## Data shown
■ ■ ■ ■
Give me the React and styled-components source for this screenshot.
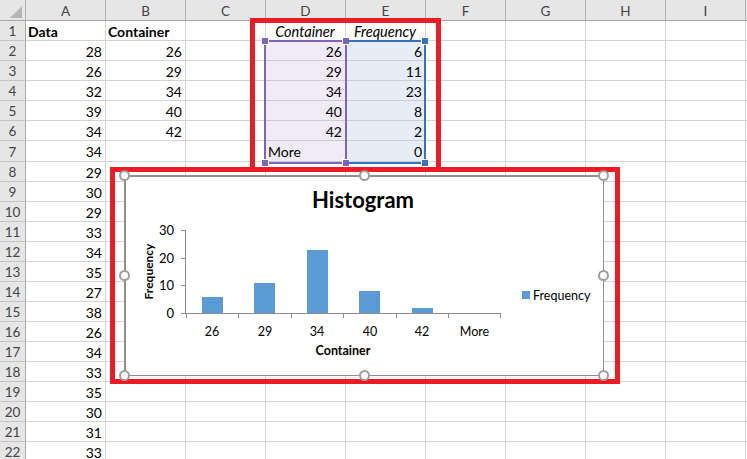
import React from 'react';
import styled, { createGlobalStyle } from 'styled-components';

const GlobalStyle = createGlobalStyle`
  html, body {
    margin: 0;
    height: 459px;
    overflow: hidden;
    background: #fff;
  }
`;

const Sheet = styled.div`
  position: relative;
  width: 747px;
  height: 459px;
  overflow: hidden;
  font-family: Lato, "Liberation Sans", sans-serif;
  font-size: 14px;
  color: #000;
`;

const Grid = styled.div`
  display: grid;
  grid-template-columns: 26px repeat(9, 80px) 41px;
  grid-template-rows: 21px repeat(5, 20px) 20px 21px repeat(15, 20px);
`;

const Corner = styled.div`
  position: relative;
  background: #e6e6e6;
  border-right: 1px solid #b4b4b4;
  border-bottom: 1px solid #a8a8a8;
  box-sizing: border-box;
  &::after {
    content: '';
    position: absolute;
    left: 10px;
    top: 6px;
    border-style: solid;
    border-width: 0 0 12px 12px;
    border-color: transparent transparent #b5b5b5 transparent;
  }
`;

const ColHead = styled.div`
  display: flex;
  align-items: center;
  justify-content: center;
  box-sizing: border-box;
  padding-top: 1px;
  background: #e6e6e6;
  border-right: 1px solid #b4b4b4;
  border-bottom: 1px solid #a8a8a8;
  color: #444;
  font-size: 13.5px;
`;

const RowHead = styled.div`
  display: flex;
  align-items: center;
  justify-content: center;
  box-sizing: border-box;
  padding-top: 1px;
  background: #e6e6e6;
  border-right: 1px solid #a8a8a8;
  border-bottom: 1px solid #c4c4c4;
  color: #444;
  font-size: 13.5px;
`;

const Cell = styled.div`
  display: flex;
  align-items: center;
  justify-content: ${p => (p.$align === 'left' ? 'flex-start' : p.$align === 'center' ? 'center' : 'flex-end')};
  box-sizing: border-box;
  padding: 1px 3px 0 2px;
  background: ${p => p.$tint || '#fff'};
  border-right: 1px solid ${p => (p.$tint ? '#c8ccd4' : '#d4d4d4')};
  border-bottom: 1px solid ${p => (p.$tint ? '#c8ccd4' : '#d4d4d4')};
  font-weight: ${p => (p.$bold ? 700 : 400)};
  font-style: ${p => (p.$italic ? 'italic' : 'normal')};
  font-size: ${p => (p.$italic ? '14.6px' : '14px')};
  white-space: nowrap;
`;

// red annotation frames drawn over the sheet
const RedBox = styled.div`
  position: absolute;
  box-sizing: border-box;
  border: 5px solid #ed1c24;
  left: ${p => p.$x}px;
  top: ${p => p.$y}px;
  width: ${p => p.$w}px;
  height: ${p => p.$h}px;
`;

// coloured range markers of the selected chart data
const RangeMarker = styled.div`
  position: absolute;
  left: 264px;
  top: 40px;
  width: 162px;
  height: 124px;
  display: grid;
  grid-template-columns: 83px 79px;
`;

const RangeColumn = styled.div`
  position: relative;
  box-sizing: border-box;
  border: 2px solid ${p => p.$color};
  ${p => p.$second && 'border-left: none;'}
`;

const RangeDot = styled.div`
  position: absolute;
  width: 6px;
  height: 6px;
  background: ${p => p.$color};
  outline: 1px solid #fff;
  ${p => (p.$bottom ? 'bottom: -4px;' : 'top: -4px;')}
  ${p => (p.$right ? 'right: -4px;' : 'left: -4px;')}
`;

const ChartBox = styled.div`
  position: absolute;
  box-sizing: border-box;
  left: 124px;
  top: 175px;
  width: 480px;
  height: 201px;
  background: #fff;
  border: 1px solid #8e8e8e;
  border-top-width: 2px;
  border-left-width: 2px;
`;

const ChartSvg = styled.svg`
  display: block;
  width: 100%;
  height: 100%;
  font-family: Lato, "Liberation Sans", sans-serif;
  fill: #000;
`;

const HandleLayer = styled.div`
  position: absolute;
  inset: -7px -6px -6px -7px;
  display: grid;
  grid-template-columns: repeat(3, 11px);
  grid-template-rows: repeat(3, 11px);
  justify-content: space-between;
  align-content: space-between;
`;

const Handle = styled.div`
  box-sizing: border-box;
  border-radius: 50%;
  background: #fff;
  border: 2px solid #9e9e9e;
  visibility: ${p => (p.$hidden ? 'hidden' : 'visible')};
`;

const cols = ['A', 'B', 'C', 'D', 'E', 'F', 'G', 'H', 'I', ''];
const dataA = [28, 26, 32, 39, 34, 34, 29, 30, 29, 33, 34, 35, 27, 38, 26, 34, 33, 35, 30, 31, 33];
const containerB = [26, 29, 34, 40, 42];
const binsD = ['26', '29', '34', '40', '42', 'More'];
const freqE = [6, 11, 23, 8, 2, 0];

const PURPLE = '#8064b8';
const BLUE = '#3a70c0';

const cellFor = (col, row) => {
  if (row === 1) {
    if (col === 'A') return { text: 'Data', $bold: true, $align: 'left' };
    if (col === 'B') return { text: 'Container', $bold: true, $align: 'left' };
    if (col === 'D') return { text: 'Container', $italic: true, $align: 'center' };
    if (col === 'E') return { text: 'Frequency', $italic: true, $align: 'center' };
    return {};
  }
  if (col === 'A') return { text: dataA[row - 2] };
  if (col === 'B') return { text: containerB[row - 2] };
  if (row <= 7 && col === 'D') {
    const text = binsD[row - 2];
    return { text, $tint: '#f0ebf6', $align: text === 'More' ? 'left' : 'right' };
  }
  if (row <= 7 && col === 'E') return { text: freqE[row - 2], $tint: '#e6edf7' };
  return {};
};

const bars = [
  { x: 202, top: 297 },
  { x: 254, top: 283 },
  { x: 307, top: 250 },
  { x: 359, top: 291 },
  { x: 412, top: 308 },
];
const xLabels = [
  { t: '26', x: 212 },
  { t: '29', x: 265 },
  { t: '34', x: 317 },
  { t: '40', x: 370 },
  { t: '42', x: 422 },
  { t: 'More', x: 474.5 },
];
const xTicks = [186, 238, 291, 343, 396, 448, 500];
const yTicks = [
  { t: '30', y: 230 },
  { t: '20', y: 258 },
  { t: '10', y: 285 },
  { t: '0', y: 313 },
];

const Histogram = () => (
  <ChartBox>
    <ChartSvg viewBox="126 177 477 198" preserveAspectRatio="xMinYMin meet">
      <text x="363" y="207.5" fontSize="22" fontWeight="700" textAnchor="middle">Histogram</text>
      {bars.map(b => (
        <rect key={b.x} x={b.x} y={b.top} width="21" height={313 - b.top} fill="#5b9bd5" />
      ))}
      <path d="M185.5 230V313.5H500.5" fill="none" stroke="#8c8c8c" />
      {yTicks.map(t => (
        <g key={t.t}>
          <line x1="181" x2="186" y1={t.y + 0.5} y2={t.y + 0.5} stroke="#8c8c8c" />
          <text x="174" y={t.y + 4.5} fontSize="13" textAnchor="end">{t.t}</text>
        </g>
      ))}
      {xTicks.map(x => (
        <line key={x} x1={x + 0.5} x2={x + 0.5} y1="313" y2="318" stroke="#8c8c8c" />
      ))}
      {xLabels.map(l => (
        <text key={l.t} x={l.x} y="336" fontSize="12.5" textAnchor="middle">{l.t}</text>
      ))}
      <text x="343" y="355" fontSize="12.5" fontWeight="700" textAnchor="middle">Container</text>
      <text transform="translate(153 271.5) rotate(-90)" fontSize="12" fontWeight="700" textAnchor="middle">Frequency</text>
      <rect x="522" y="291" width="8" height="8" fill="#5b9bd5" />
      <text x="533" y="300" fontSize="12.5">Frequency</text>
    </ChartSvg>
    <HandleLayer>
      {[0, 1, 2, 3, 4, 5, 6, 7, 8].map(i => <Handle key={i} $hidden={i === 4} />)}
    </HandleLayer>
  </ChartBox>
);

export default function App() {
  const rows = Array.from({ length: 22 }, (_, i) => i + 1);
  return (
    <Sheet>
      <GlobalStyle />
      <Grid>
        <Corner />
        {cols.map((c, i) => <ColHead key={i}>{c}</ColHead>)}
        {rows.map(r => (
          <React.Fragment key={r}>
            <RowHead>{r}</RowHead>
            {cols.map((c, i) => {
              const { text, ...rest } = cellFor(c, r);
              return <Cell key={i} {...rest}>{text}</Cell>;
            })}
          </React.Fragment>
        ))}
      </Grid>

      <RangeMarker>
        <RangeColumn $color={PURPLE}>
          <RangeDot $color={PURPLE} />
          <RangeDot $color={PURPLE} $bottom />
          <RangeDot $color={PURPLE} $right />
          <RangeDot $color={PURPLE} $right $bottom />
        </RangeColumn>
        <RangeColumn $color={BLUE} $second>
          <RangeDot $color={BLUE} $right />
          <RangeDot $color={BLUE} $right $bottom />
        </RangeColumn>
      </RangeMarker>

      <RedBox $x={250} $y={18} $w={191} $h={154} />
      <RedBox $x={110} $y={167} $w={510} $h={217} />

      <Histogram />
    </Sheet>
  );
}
■ ■ ■ ■
Report only the number of lines that hold the word "React".

4